Note: The Spark task ID now uses the Spark app ID and the partition ID. The temp output folder also uses the ".hive-staging-XXX" folder.

...ry-connector/src/test/java/com/google/cloud/hive/bigquery/connector/sparksql/SparkUtils.java

cloudbuild/cloudbuild.yaml

...ommon/src/main/java/com/google/cloud/hive/bigquery/connector/BigQueryStorageHandlerBase.java

...mon/src/main/java/com/google/cloud/hive/bigquery/connector/output/MapReduceOutputFormat.java

...ctor-common/src/main/java/com/google/cloud/hive/bigquery/connector/BigQueryMetaHookBase.java

...ctor-common/src/main/java/com/google/cloud/hive/bigquery/connector/utils/hive/HiveUtils.java

yigress · 2023-11-06T18:20:33Z

...ctor-common/src/main/java/com/google/cloud/hive/bigquery/connector/utils/hive/HiveUtils.java

+      Class<?> taskContextClass = Class.forName("org.apache.spark.TaskContext");
+      Method getMethod = taskContextClass.getMethod("get");
+      Object taskContext = getMethod.invoke(null);
+      Method taskAttemptIdMethod = taskContextClass.getMethod("taskAttemptId");


we want task id not task attempt id here?

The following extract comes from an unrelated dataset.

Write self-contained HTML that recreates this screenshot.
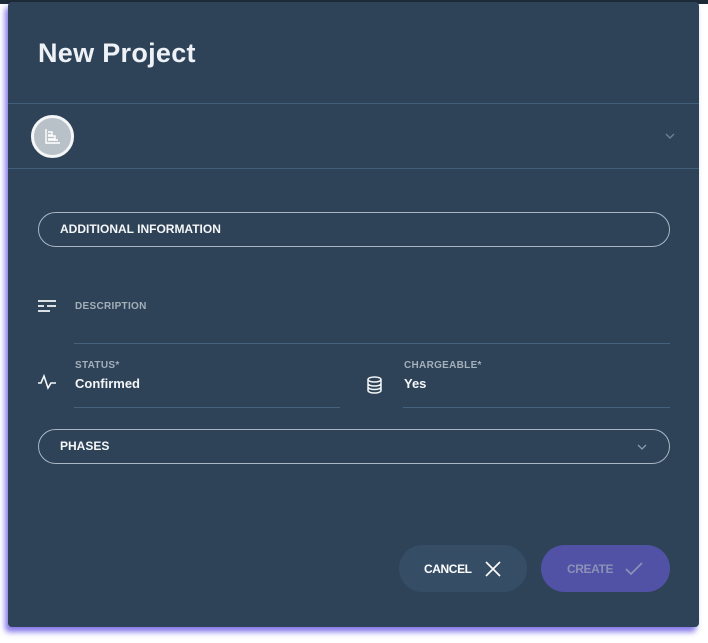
<!DOCTYPE html>
<html><head><meta charset="utf-8"><style>
*{box-sizing:border-box;margin:0;padding:0}
body{width:708px;height:643px;background:#fff;position:relative;overflow:hidden;font-family:"Liberation Sans",sans-serif}
.top{position:absolute;left:0;top:0;width:708px;height:4px;background:#1d2a37}
.modal{position:absolute;left:8px;top:2px;width:691px;height:625px;background:#2e4358;border-radius:4px;box-shadow:-3px 5px 6px rgba(70,50,220,.65)}
h1{position:absolute;left:30px;top:36px;font-size:27px;font-weight:bold;color:#eef2f6;letter-spacing:0.3px}
.line{position:absolute;left:0;width:691px;height:1px;background:#3f5f7c}
.circ{position:absolute;left:23px;top:113px;width:43px;height:43px;border-radius:50%;background:#b8c0c8;border:3px solid #f4f6f8}
.pill{position:absolute;left:30px;width:632px;height:35px;border:1px solid #a9b6c3;border-radius:18px;color:#f4f6f8;font-weight:bold;font-size:12px;padding-left:21px;line-height:33px;letter-spacing:0}
.lbl{position:absolute;font-size:10px;font-weight:bold;color:#a4afba;letter-spacing:0.3px}
.val{position:absolute;font-size:13px;font-weight:bold;color:#f4f6f8}
.ul{position:absolute;height:1px;background:#46627d}
.btn{position:absolute;top:543px;height:47px;border-radius:24px;font-size:12px;font-weight:bold;letter-spacing:-0.4px}
</style></head><body>
<div class="top"></div>
<div class="modal">
<h1>New Project</h1>
<div class="line" style="top:101px"></div>
<div class="line" style="top:166px"></div>
<div class="circ"><svg width="37" height="37" viewBox="0 0 37 37" style="position:absolute;left:0;top:0"><path d="M12 11v14h14M14 14h4v3h-4M14 18h7v3h-7M14 22h10" fill="none" stroke="#fff" stroke-width="1.4"/></svg></div>
<svg style="position:absolute;left:657px;top:131px" width="10" height="6"><path d="M1 1l4 4 4-4" fill="none" stroke="#6d8196" stroke-width="1.4"/></svg>
<div class="pill" style="top:210px">ADDITIONAL INFORMATION</div>
<svg style="position:absolute;left:30px;top:298px" width="18" height="14"><path d="M0 1h18M0 6h6M9 6h9M0 11h12" stroke="#f4f6f8" stroke-width="1.8"/></svg>
<div class="lbl" style="left:67px;top:299px">DESCRIPTION</div>
<div class="ul" style="left:66px;top:341px;width:596px"></div>
<div class="lbl" style="left:67px;top:358px">STATUS*</div>
<div class="val" style="left:67px;top:374px">Confirmed</div>
<svg style="position:absolute;left:30px;top:372px" width="18" height="16"><path d="M0 9h3l3-7 4 12 3-5h5" fill="none" stroke="#f4f6f8" stroke-width="1.6"/></svg>
<div class="ul" style="left:66px;top:405px;width:266px"></div>
<svg style="position:absolute;left:358px;top:374px" width="17" height="18"><g fill="none" stroke="#f4f6f8" stroke-width="1.5"><ellipse cx="8.5" cy="3.5" rx="6.5" ry="2.5"/><path d="M2 3.5v11c0 1.4 2.9 2.5 6.5 2.5s6.5-1.1 6.5-2.5v-11M2 7.5c0 1.4 2.9 2.5 6.5 2.5s6.5-1.1 6.5-2.5M2 11c0 1.4 2.9 2.5 6.5 2.5s6.5-1.1 6.5-2.5"/></g></svg>
<div class="lbl" style="left:396px;top:358px">CHARGEABLE*</div>
<div class="val" style="left:396px;top:374px">Yes</div>
<div class="ul" style="left:395px;top:405px;width:267px"></div>
<div class="pill" style="top:427px">PHASES</div>
<svg style="position:absolute;left:629px;top:442px" width="10" height="6"><path d="M1 1l4 4 4-4" fill="none" stroke="#8a9bab" stroke-width="1.3"/></svg>
<div class="btn" style="left:391px;width:128px;background:#354e66;color:#fff"><span style="position:absolute;left:25px;top:17px">CANCEL</span><svg style="position:absolute;left:86px;top:16px" width="16" height="16"><path d="M1 1l14 14M15 1L1 15" stroke="#fff" stroke-width="1.6"/></svg></div>
<div class="btn" style="left:533px;width:129px;background:#5152a5;color:#8c90b8"><span style="position:absolute;left:26px;top:17px">CREATE</span><svg style="position:absolute;left:84px;top:17px" width="18" height="14"><path d="M1 7l5 5L17 1" fill="none" stroke="#8c90b8" stroke-width="1.8"/></svg></div>
</div>
</body></html>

For Hive we are getting the task attempt ID. Isn't that right?

we are only getting task id for hive. this remind that we need to set readme that spark/hive speculative is not supported.

@yigress Are you sure? It looks like we're using the attempt id, not just the task id: https://github.com/GoogleCloudDataproc/hive-bigquery-connector/blob/main/hive-bigquery-connector-common/src/main/java/com/google/cloud/hive/bigquery/connector/utils/hive/HiveUtils.java#L63-L105

we are writing output file to be just task id. JobUtils#getTaskWriterOutputFile. here we can have the task attempt id just need to make sure the taskid can be fetched from it.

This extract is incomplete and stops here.